▶ **TO BE DONE**: Compute the number of lines that include the string "React", then output that number and nothing else.

▶ **EXERCISE INPUTS**:
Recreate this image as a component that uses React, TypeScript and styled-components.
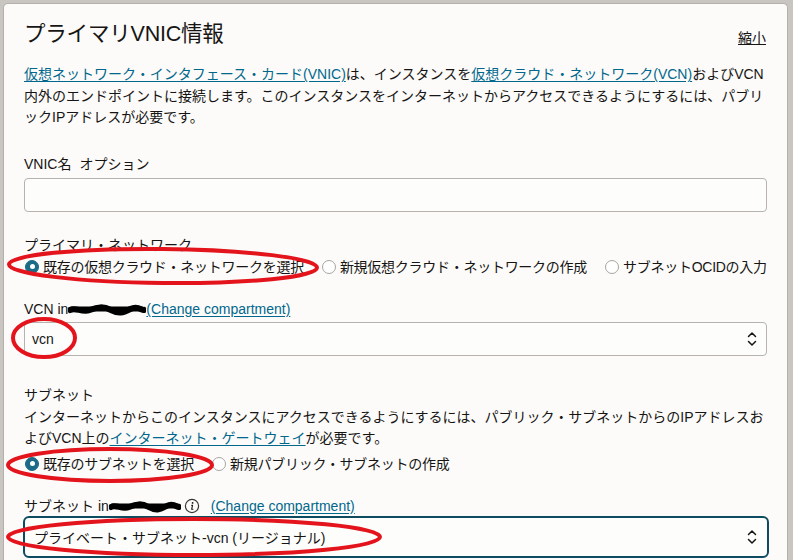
import React from "react";
import styled, { createGlobalStyle } from "styled-components";

const Global = createGlobalStyle`
  html, body { margin: 0; padding: 0; }
  body {
    background: #c9c6c2;
    font-family: "Liberation Sans", "Noto Sans CJK JP", sans-serif;
    color: #161513;
    overflow: hidden;
  }
`;

const Stage = styled.div`
  position: relative;
  width: 793px;
  height: 560px;
  overflow: hidden;
`;

const Card = styled.div`
  margin: 3px 5px 0 3px;
  height: 600px;
  background: #fcfbfa;
  border: 1px solid #b4b1ad;
  border-bottom: none;
  border-radius: 5px 5px 0 0;
  padding: 15px 20px 0 20px;
  box-sizing: border-box;
`;

const Header = styled.div`
  display: flex;
  justify-content: space-between;
  align-items: center;
  height: 31px;
`;

const Title = styled.h2`
  margin: 0;
  font-weight: 400;
  font-size: 21.5px;
  line-height: 31px;
  letter-spacing: -0.2px;
`;

const Collapse = styled.a`
  font-size: 14px;
  color: #161513;
  text-decoration: underline;
  margin-top: 5px;
  margin-right: 1px;
`;

const Para = styled.p<{ $mt: number }>`
  margin: ${(p) => p.$mt}px 0 0;
  font-size: 14px;
  line-height: 21.5px;
  white-space: nowrap;
`;

const Link = styled.a`
  color: #00688c;
  text-decoration: underline;
  text-underline-offset: 2px;
`;

const Label = styled.div<{ $mt: number }>`
  margin-top: ${(p) => p.$mt}px;
  font-size: 14px;
  line-height: 20px;
  display: flex;
  align-items: center;
  white-space: nowrap;
`;

const Optional = styled.span`
  margin-left: 8px;
`;

const TextInput = styled.div`
  margin-top: 4px;
  height: 34px;
  border: 1px solid #b6b3af;
  border-radius: 4px;
  background: #fdfdfc;
  box-sizing: border-box;
`;

const Select = styled.div<{ $focus?: boolean; $mt: number }>`
  margin-top: ${(p) => p.$mt}px;
  height: ${(p) => (p.$focus ? 42 : 34)}px;
  margin-left: ${(p) => (p.$focus ? -1 : 0)}px;
  margin-right: ${(p) => (p.$focus ? -2 : 0)}px;
  border: ${(p) => (p.$focus ? "2px solid #0d4b60" : "1px solid #b6b3af")};
  border-radius: ${(p) => (p.$focus ? 6 : 4)}px;
  background: #fdfdfc;
  box-sizing: border-box;
  display: flex;
  align-items: center;
  justify-content: space-between;
  padding: ${(p) => (p.$focus ? "0 10px 0 9px" : "0 9px 0 7px")};
  font-size: 14px;
`;

const SelectValue = styled.span`
  white-space: nowrap;
`;

const RadioRow = styled.div<{ $mt: number }>`
  margin-top: ${(p) => p.$mt}px;
  display: flex;
  align-items: center;
  gap: 17px;
  font-size: 14px;
  line-height: 20px;
  letter-spacing: -0.27px;
  white-space: nowrap;
`;

const RadioOption = styled.label`
  display: flex;
  align-items: center;
  gap: 4px;
`;

const RadioDot = styled.span<{ $on?: boolean }>`
  width: 14px;
  height: 14px;
  border-radius: 50%;
  box-sizing: border-box;
  margin-left: 1px;
  background: ${(p) => (p.$on ? "#1b6a86" : "#fff")};
  border: 1px solid ${(p) => (p.$on ? "#1b6a86" : "#a9a5a0")};
  display: flex;
  align-items: center;
  justify-content: center;
  &::after {
    content: "";
    display: ${(p) => (p.$on ? "block" : "none")};
    width: 5px;
    height: 5px;
    border-radius: 50%;
    background: #fff;
  }
`;

const SmallLink = styled(Link)<{ $ml?: number }>`
  font-size: 14px;
  margin-left: ${(p) => p.$ml ?? 0}px;
`;

const Overlay = styled.svg`
  position: absolute;
  left: 0;
  top: 0;
  pointer-events: none;
`;

const Chevrons = () => (
  <svg width="10" height="18" viewBox="0 0 10 18">
    <path d="M1.5 6.5 L5 3 L8.5 6.5" fill="none" stroke="#161513" strokeWidth="1.5" strokeLinecap="round" strokeLinejoin="round" />
    <path d="M1.5 11.5 L5 15 L8.5 11.5" fill="none" stroke="#161513" strokeWidth="1.5" strokeLinecap="round" strokeLinejoin="round" />
  </svg>
);

const InfoIcon = () => (
  <svg width="16" height="16" viewBox="0 0 16 16" style={{ margin: "0 0 0 3px" }}>
    <circle cx="8" cy="8" r="6.6" fill="none" stroke="#3a3836" strokeWidth="1.2" />
    <circle cx="8.6" cy="4.9" r="0.9" fill="#161513" />
    <path d="M7.6 7.2 L8.6 7.2 L7.6 11.3 L8.9 11.3" fill="none" stroke="#161513" strokeWidth="1.1" strokeLinecap="round" strokeLinejoin="round" />
  </svg>
);

const Redact = ({ w }: { w: number }) => (
  <svg width={w} height="14" viewBox={`0 0 ${w} 14`}>
    <path
      d={`M2 8 C ${w * 0.1} 5, ${w * 0.18} 11, ${w * 0.28} 8 S ${w * 0.45} 4, ${w * 0.55} 8 S ${w * 0.7} 11, ${w * 0.8} 7 S ${w * 0.95} 9, ${w - 2} 8`}
      fill="none"
      stroke="#000"
      strokeWidth="6"
      strokeLinecap="round"
    />
    <path d={`M${w * 0.05} 7 L${w * 0.95} 7`} stroke="#000" strokeWidth="5" strokeLinecap="round" />
  </svg>
);

export default function App() {
  return (
    <Stage>
      <Global />
      <Card>
        <Header>
          <Title>プライマリVNIC情報</Title>
          <Collapse>縮小</Collapse>
        </Header>
        <Para $mt={14}>
          <Link>仮想ネットワーク・インタフェース・カード(VNIC)</Link>は、インスタンスを
          <Link>仮想クラウド・ネットワーク(VCN)</Link>およびVCN
          <br />
          内外のエンドポイントに接続します。このインスタンスをインターネットからアクセスできるようにするには、パブリ
          <br />
          ックIPアドレスが必要です。
        </Para>

        <Label $mt={25}>
          VNIC名<Optional>オプション</Optional>
        </Label>
        <TextInput />

        <Label $mt={23}>プライマリ・ネットワーク</Label>
        <RadioRow $mt={2}>
          <RadioOption>
            <RadioDot $on />
            既存の仮想クラウド・ネットワークを選択
          </RadioOption>
          <RadioOption>
            <RadioDot />
            新規仮想クラウド・ネットワークの作成
          </RadioOption>
          <RadioOption>
            <RadioDot />
            サブネットOCIDの入力
          </RadioOption>
        </RadioRow>

        <Label $mt={22}>
          VCN in
          <Redact w={78} />
          <SmallLink>(Change compartment)</SmallLink>
        </Label>
        <Select $mt={3}>
          <SelectValue>vcn</SelectValue>
          <Chevrons />
        </Select>

        <Label $mt={29}>サブネット</Label>
        <Para $mt={2}>
          インターネットからこのインスタンスにアクセスできるようにするには、パブリック・サブネットからのIPアドレスお
          <br />
          よびVCN上の<Link>インターネット・ゲートウェイ</Link>が必要です。
        </Para>
        <RadioRow $mt={4}>
          <RadioOption>
            <RadioDot $on />
            既存のサブネットを選択
          </RadioOption>
          <RadioOption>
            <RadioDot />
            新規パブリック・サブネットの作成
          </RadioOption>
        </RadioRow>

        <Label $mt={22}>
          サブネット in
          <Redact w={72} />
          <InfoIcon />
          <SmallLink $ml={11}>(Change compartment)</SmallLink>
        </Label>
        <Select $focus $mt={0}>
          <SelectValue>プライベート・サブネット-vcn (リージョナル)</SelectValue>
          <Chevrons />
        </Select>
      </Card>
      <Overlay width="793" height="560" viewBox="0 0 793 560">
        <g fill="none" stroke="#e3141c" strokeWidth="4">
          <ellipse cx="163" cy="266" rx="154" ry="17" transform="rotate(0.6 163 266)" />
          <ellipse cx="44" cy="338" rx="31" ry="19" />
          <ellipse cx="110" cy="465" rx="102" ry="16" />
          <ellipse cx="194" cy="537" rx="186" ry="18" />
        </g>
      </Overlay>
    </Stage>
  );
}
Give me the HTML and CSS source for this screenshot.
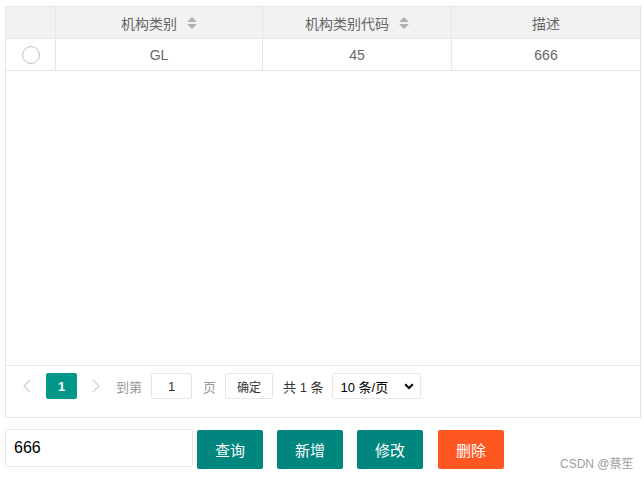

▶ **COMPLETE ANSWER**: 2